**Set exercise:**
Reproduce exactly, with no pictures, each line from the opening of the material down through the line containing "w-[236px] bg-white border".
## Begin
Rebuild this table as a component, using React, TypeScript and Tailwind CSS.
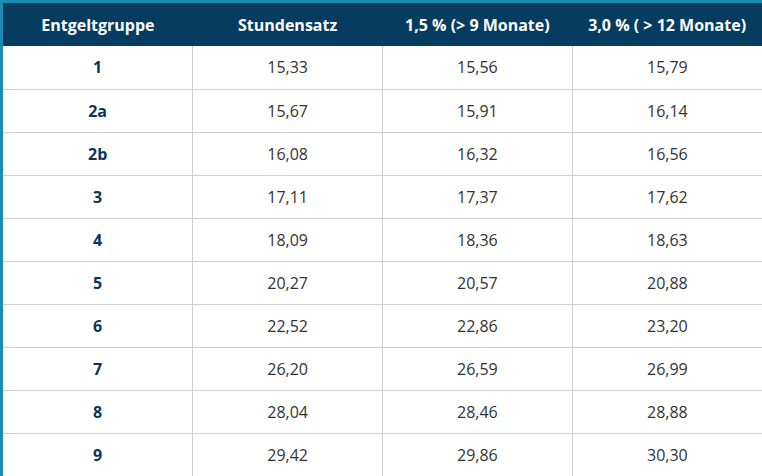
const rows = [
  ["1", "15,33", "15,56", "15,79"],
  ["2a", "15,67", "15,91", "16,14"],
  ["2b", "16,08", "16,32", "16,56"],
  ["3", "17,11", "17,37", "17,62"],
  ["4", "18,09", "18,36", "18,63"],
  ["5", "20,27", "20,57", "20,88"],
  ["6", "22,52", "22,86", "23,20"],
  ["7", "26,20", "26,59", "26,99"],
  ["8", "28,04", "28,46", "28,88"],
  ["9", "29,42", "29,86", "30,30"],
];

const headers = ["Entgeltgruppe", "Stundensatz", "1,5 % (> 9 Monate)", "3,0 % ( > 12 Monate)"];

export default function App() {
  return (
    <div className="w-[762px] h-[476px] overflow-hidden bg-white font-['Open_Sans',sans-serif]">
      <div className="border-t-[3px] border-l-[3px] border-[#1b8cb3]">
        <table className="w-full table-fixed border-collapse">
          <thead>
            <tr className="bg-[#053c60] h-[43px]">
              {headers.map((h) => (
                <th key={h} className="text-[16px] font-bold text-white text-center align-middle">
                  {h}
                </th>
              ))}
            </tr>
          </thead>
          <tbody>
            {rows.map((r) => (
              <tr key={r[0]} className="h-[43px]">
                {r.map((c, i) => (
                  <td
                    key={i}
                    className={
                      "border border-[#cfcfcf] border-t-0 text-center align-middle text-[16px] " +
                      (i === 0 ? "font-bold text-[#0b3552] border-l-0" : "text-[#333333]") +
                      (i === 3 ? " border-r-0" : "")
                    }
                  >
                    {c}
                  </td>
                ))}
              </tr>
            ))}
          </tbody>
        </table>
      </div>
    </div>
  );
}
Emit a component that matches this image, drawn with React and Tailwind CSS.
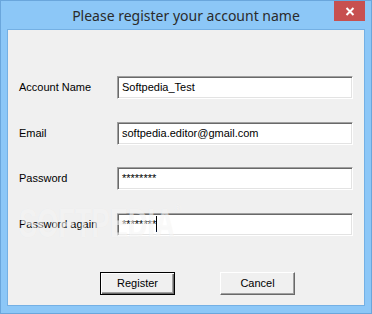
import React from "react";

const inputCls =
  "h-[23px] w-[236px] bg-white border border-t-[#a0a0a0] border-l-[#a0a0a0] border-b-white border-r-white shadow-[inset_1px_1px_#696969,inset_-1px_-1px_#e3e3e3] pl-[4px] flex items-center text-[11px] text-black";

function Row({ label, children }) {
  return (
    <>
      <div className="h-[23px] flex items-center text-[11px] text-black">{label}</div>
      <div className={inputCls}>{children}</div>
    </>
  );
}

export default function App() {
  return (
    <div
      className="relative w-[372px] h-[314px] bg-[#8cc7f7] border border-[#6aa6dc] flex flex-col overflow-hidden"
      style={{ fontFamily: '"Liberation Sans", Arial, sans-serif' }}
    >
      <div className="h-[28px] flex items-center justify-center">
        <span
          className="text-[14px] text-[#2b2b2b] mt-[1px]"
          style={{ fontFamily: '"Noto Sans", "Open Sans", sans-serif' }}
        >
          Please register your account name
        </span>
      </div>
      <div className="absolute top-0 right-[6px] w-[31px] h-[20px] bg-[#c75050] flex items-center justify-center">
        <svg width="10" height="9" viewBox="0 0 10 9">
          <path d="M1.5 1 L8.5 8 M8.5 1 L1.5 8" stroke="white" strokeWidth="2" />
        </svg>
      </div>
      <div className="relative mx-[6px] h-[277px] border border-[#74b0e4] bg-[#f0f0f0] flex flex-col">
        <div className="grid grid-cols-[98px_236px] gap-y-[22.5px] pl-[11px] pt-[46px]">
          <Row label="Account Name">Softpedia_Test</Row>
          <Row label="Email">softpedia.editor@gmail.com</Row>
          <Row label="Password">
            <span className="self-start mt-[2px]">********</span>
          </Row>
          <Row label="Password again">
            <span className="self-start mt-[2px]">********</span>
            <span className="w-[1px] h-[16px] bg-black" />
          </Row>
        </div>
        <div className="flex pl-[92px] gap-[45px] mt-[36px]">
          <div className="w-[75px] h-[23px] border border-black flex">
            <div className="flex-1 bg-[#f0f0f0] shadow-[inset_1px_1px_#fff,inset_-1px_-1px_#696969,inset_-2px_-2px_#a0a0a0] flex items-center justify-center text-[11px] text-black">
              Register
            </div>
          </div>
          <div className="w-[75px] h-[23px] bg-[#f0f0f0] border border-t-[#fff] border-l-[#fff] border-b-[#696969] border-r-[#696969] shadow-[inset_-1px_-1px_#a0a0a0,inset_1px_1px_#f0f0f0] flex items-center justify-center text-[11px] text-black">
            Cancel
          </div>
        </div>
        <div
          className="pointer-events-none absolute left-[11px] top-[173px] origin-left scale-x-[0.68] text-[40px] font-bold text-white/55 leading-none whitespace-nowrap"
          style={{ fontFamily: '"Liberation Sans", Arial, sans-serif', textShadow: "0 0 1px rgba(0,0,0,0.06)" }}
        >
          SOFTPEDIA<span className="text-[12px] align-top">®</span>
        </div>
      </div>
    </div>
  );
}
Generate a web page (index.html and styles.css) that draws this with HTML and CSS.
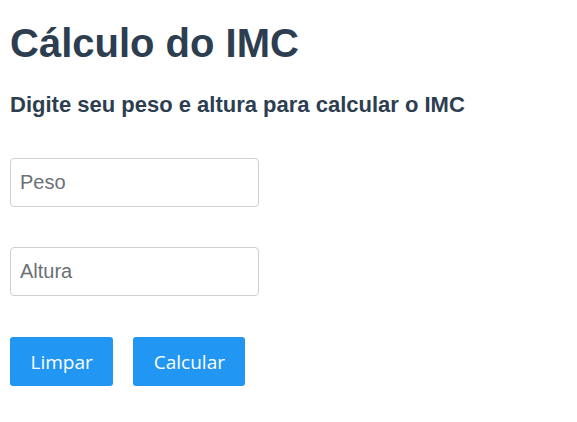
FILE: index.html
```html
<!DOCTYPE html>
<html lang="pt">
<head>
<meta charset="utf-8">
<title>Cálculo do IMC</title>
<link rel="stylesheet" href="styles.css">
</head>
<body>
<main class="app">
  <h1 class="title">Cálculo do IMC</h1>
  <h2 class="subtitle">Digite seu peso e altura para calcular o IMC</h2>
  <form class="form">
    <input class="field" type="text" placeholder="Peso">
    <input class="field" type="text" placeholder="Altura">
    <div class="actions">
      <button class="btn" type="button">Limpar</button>
      <button class="btn" type="button">Calcular</button>
    </div>
  </form>
</main>
</body>
</html>
```
FILE: styles.css
```css
html, body {
  margin: 0;
  padding: 0;
  background: #ffffff;
}
.app {
  padding: 20px 10px 10px;
  font-family: "Liberation Sans", Arial, sans-serif;
  color: #2c3e50;
}
.title {
  margin: 0;
  font-size: 40px;
  font-weight: bold;
  line-height: 46px;
}
.subtitle {
  margin: 26px 0 0;
  font-size: 22px;
  font-weight: bold;
  line-height: 26px;
}
.form {
  display: flex;
  flex-direction: column;
  align-items: flex-start;
  gap: 40px;
  margin-top: 40px;
}
.field {
  box-sizing: border-box;
  width: 249px;
  height: 49px;
  padding: 0 9px;
  border: 1px solid #cfcfcf;
  border-radius: 4px;
  font-family: "Liberation Sans", Arial, sans-serif;
  font-size: 20px;
  color: #333;
  outline: none;
}
.field::placeholder {
  color: #6b7075;
}
.actions {
  display: flex;
  gap: 20px;
  margin-top: 1px;
}
.btn {
  box-sizing: border-box;
  height: 49px;
  padding: 0 20.5px;
  border: none;
  border-radius: 3px;
  background: #2196f3;
  color: #ffffff;
  font-family: "Open Sans", "Noto Sans", sans-serif;
  font-size: 19px;
  cursor: pointer;
}
```
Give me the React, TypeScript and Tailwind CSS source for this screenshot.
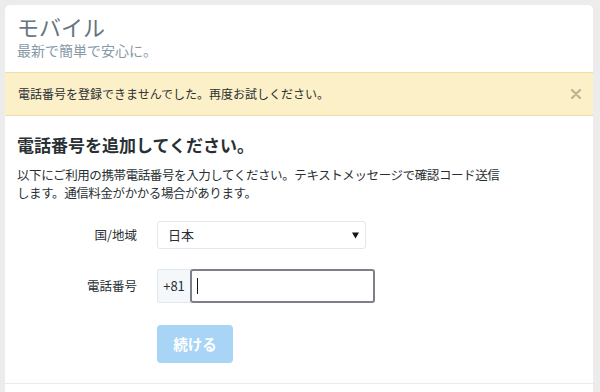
const font = {
  fontFamily: '"Noto Sans CJK JP", "Noto Sans", "Liberation Sans", sans-serif',
};

export default function App() {
  return (
    <div
      className="h-[392px] w-[600px] overflow-hidden bg-[#ececec] pl-[5px] pr-[7px] pt-[5px]"
      style={font}
    >
      <div className="rounded-t-[5px] bg-white">
        {/* Header */}
        <div className="px-[12px] pt-[7px]">
          <h1 className="text-[22px] leading-[28px] text-[#66757f]">モバイル</h1>
          <p className="mt-[1px] text-[14px] leading-[18px] text-[#8899a6]">
            最新で簡単で安心に。
          </p>
        </div>

        {/* Alert */}
        <div className="mt-[13px] flex h-[44px] items-center justify-between border-y border-[#f1dea6] bg-[#fcf0c8] pl-[13px] pr-[12px]">
          <span className="text-[12px] text-[#292f33]">
            電話番号を登録できませんでした。再度お試しください。
          </span>
          <svg width="10" height="10" viewBox="0 0 10 10" className="text-[#bdb597]">
            <path d="M1 1 L9 9 M9 1 L1 9" stroke="currentColor" strokeWidth="2.4" strokeLinecap="round" />
          </svg>
        </div>

        {/* Body */}
        <div className="px-[12px] pb-[20px] pt-[17px]">
          <h2 className="text-[17px] font-bold leading-[24px] text-[#292f33]">
            電話番号を追加してください。
          </h2>
          <p className="mt-[9px] max-w-[488px] text-[12.5px] leading-[18px] tracking-[-0.4px] text-[#292f33]">
            以下にご利用の携帯電話番号を入力してください。テキストメッセージで確認コード送信します。通信料金がかかる場合があります。
          </p>

          <div className="mt-[19px] flex items-center">
            <label className="w-[120px] text-right text-[12.5px] text-[#292f33]">国/地域</label>
            <div className="ml-[20px] flex h-[28px] w-[209px] items-center justify-between rounded-[3px] border border-[#e1e8ed] pl-[10px] pr-[6px]">
              <span className="text-[13px] text-[#292f33]">日本</span>
              <svg width="7" height="7" viewBox="0 0 7 7" className="text-[#14171a]">
                <path d="M0 0.5 H7 L3.5 6.5 Z" fill="currentColor" />
              </svg>
            </div>
          </div>

          <div className="mt-[20px] flex items-center">
            <label className="w-[120px] text-right text-[12.5px] text-[#292f33]">電話番号</label>
            <div className="ml-[20px] flex h-[34px]">
              <div className="flex w-[33px] items-center justify-center rounded-l-[3px] border border-r-0 border-[#e1e8ed] bg-[#f5f8fa] text-[13px] text-[#292f33]">
                +81
              </div>
              <div className="flex w-[185px] items-center rounded-[3px] border-2 border-[#7b8089] pl-[5px]">
                <div className="h-[16px] w-px bg-[#14171a]" />
              </div>
            </div>
          </div>

          <div className="mt-[22px] pl-[140px]">
            <button className="h-[38px] w-[76px] rounded-[4px] bg-[#a8d4f6] text-[14.5px] font-bold text-white">
              続ける
            </button>
          </div>
        </div>

        <div className="h-[20px] border-t border-[#e6ecf0]" />
      </div>
    </div>
  );
}
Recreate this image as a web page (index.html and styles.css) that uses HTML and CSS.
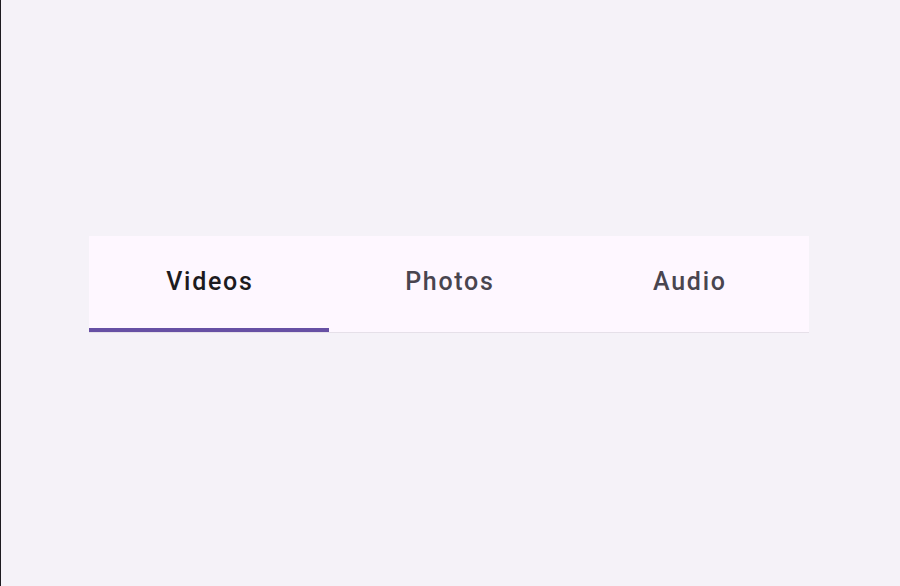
## End
**Right answer:**
Rebuild this table as a component, using React, TypeScript and Tailwind CSS.
const rows = [
  ["1", "15,33", "15,56", "15,79"],
  ["2a", "15,67", "15,91", "16,14"],
  ["2b", "16,08", "16,32", "16,56"],
  ["3", "17,11", "17,37", "17,62"],
  ["4", "18,09", "18,36", "18,63"],
  ["5", "20,27", "20,57", "20,88"],
  ["6", "22,52", "22,86", "23,20"],
  ["7", "26,20", "26,59", "26,99"],
  ["8", "28,04", "28,46", "28,88"],
  ["9", "29,42", "29,86", "30,30"],
];

const headers = ["Entgeltgruppe", "Stundensatz", "1,5 % (> 9 Monate)", "3,0 % ( > 12 Monate)"];

export default function App() {
  return (
    <div className="w-[762px] h-[476px] overflow-hidden bg-white font-['Open_Sans',sans-serif]">
      <div className="border-t-[3px] border-l-[3px] border-[#1b8cb3]">
        <table className="w-full table-fixed border-collapse">
          <thead>
            <tr className="bg-[#053c60] h-[43px]">
              {headers.map((h) => (
                <th key={h} className="text-[16px] font-bold text-white text-center align-middle">
                  {h}
                </th>
              ))}
            </tr>
          </thead>
          <tbody>
            {rows.map((r) => (
              <tr key={r[0]} className="h-[43px]">
                {r.map((c, i) => (
                  <td
                    key={i}
                    className={
                      "border border-[#cfcfcf] border-t-0 text-center align-middle text-[16px] " +
                      (i === 0 ? "font-bold text-[#0b3552] border-l-0" : "text-[#333333]") +
                      (i === 3 ? " border-r-0" : "")
                    }
                  >
                    {c}
                  </td>
                ))}
              </tr>
            ))}
          </tbody>
        </table>
      </div>
    </div>
  );
}
Emit a component that matches this image, drawn with React and Tailwind CSS.
import React from "react";

const inputCls =
  "h-[23px] w-[236px] bg-white border border-t-[#a0a0a0] border-l-[#a0a0a0] border-b-white border-r-white shadow-[inset_1px_1px_#696969,inset_-1px_-1px_#e3e3e3] pl-[4px] flex items-center text-[11px] text-black";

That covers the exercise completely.